→ Task goal
Of all the lines in this data, how many include "component"? Respond with the number only.

→ Record list
** BEGIN **

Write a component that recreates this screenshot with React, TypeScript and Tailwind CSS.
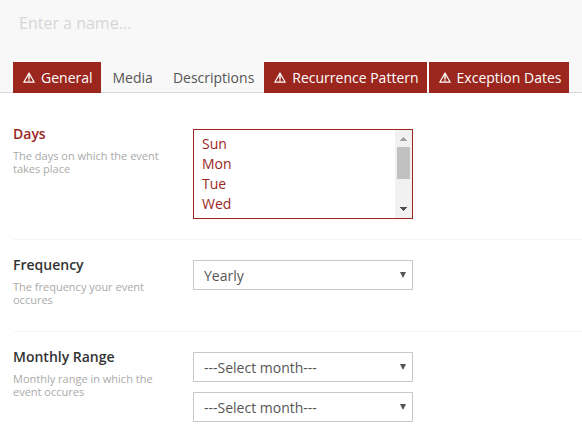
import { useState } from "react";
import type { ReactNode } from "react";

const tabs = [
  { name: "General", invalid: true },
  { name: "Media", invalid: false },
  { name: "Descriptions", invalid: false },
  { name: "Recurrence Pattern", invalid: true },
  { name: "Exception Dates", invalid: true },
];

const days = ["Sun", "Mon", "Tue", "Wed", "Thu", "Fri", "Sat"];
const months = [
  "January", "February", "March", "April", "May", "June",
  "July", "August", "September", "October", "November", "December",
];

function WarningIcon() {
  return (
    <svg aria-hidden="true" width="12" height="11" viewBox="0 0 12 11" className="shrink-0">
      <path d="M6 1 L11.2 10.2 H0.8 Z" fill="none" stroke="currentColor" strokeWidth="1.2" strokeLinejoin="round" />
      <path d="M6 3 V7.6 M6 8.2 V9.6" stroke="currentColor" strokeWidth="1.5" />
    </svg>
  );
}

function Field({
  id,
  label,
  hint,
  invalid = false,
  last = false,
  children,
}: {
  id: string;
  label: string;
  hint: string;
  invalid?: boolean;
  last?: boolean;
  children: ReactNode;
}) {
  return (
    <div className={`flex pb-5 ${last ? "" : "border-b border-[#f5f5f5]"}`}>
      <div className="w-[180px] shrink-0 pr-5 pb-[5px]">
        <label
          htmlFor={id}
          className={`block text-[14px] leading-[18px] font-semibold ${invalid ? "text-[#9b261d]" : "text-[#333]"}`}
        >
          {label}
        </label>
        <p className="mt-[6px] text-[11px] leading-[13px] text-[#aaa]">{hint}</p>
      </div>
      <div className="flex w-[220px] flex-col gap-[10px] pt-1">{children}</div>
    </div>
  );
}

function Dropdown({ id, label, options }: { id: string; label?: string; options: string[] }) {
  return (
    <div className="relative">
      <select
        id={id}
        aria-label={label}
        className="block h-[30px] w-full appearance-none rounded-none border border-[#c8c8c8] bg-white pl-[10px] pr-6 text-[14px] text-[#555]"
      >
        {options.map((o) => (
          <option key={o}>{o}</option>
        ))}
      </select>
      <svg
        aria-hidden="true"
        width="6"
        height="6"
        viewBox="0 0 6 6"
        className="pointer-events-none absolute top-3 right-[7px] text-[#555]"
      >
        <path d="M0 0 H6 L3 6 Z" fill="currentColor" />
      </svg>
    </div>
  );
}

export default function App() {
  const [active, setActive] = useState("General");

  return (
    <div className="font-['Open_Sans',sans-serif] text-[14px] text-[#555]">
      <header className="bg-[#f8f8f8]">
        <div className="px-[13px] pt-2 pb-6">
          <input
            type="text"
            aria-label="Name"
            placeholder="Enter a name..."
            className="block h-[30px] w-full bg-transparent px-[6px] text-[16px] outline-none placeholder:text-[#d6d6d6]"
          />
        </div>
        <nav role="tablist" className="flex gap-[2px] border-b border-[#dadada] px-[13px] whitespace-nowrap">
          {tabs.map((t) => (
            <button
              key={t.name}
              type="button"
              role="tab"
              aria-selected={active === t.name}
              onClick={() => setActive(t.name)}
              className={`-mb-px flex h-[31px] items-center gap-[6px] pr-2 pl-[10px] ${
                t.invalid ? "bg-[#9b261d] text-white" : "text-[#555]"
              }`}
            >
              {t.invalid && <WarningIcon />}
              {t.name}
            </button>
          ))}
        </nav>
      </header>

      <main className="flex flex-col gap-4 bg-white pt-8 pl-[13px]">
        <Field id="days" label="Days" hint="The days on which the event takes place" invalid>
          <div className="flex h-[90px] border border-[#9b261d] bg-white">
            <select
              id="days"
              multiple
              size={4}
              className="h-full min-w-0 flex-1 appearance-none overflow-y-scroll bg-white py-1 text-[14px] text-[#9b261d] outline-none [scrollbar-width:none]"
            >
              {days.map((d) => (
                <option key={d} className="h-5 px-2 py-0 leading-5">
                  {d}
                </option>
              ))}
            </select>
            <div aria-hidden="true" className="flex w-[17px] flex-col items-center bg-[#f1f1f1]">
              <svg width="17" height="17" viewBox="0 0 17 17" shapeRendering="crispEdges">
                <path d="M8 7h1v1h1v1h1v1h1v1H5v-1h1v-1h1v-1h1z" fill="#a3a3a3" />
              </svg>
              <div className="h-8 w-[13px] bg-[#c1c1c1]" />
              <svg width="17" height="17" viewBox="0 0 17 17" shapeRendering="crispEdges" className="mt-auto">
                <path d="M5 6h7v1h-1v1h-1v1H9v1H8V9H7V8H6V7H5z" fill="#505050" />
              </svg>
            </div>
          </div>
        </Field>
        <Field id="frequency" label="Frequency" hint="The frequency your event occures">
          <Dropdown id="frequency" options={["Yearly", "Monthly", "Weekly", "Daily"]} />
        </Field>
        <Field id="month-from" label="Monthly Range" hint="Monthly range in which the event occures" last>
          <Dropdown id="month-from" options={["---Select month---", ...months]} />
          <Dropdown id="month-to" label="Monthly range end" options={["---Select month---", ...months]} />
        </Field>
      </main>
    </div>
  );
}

** END **
** BEGIN **

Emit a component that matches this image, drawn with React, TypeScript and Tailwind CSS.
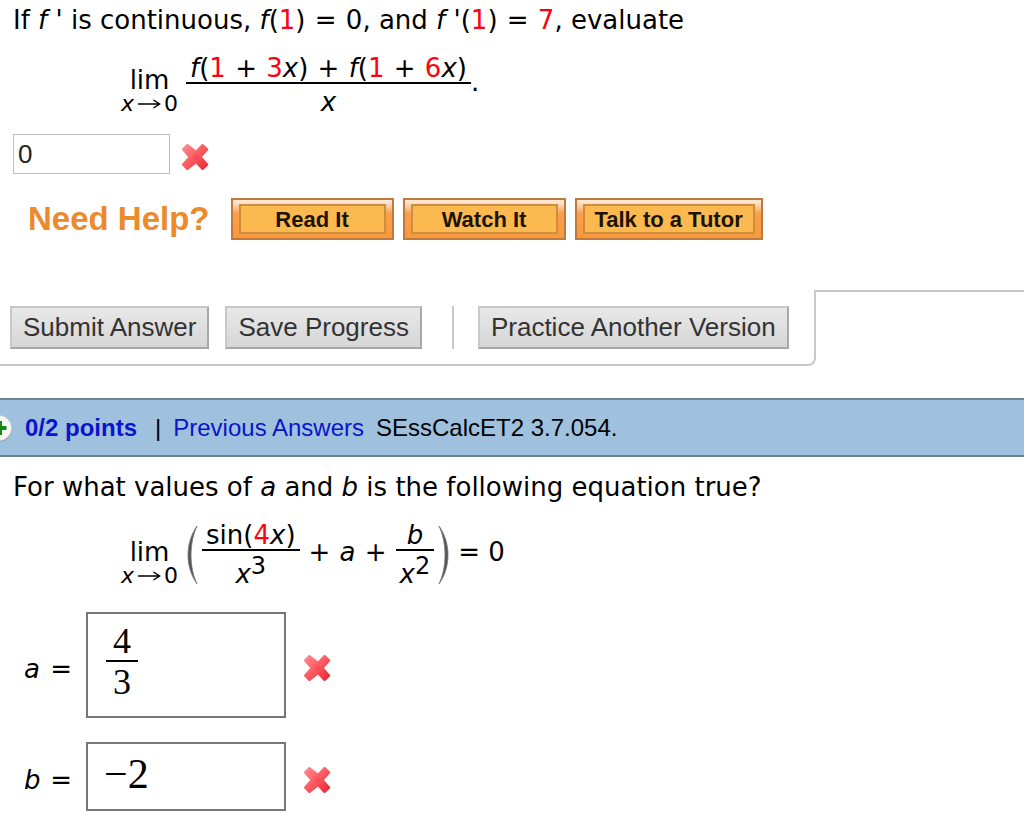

** END **

→ The solution
2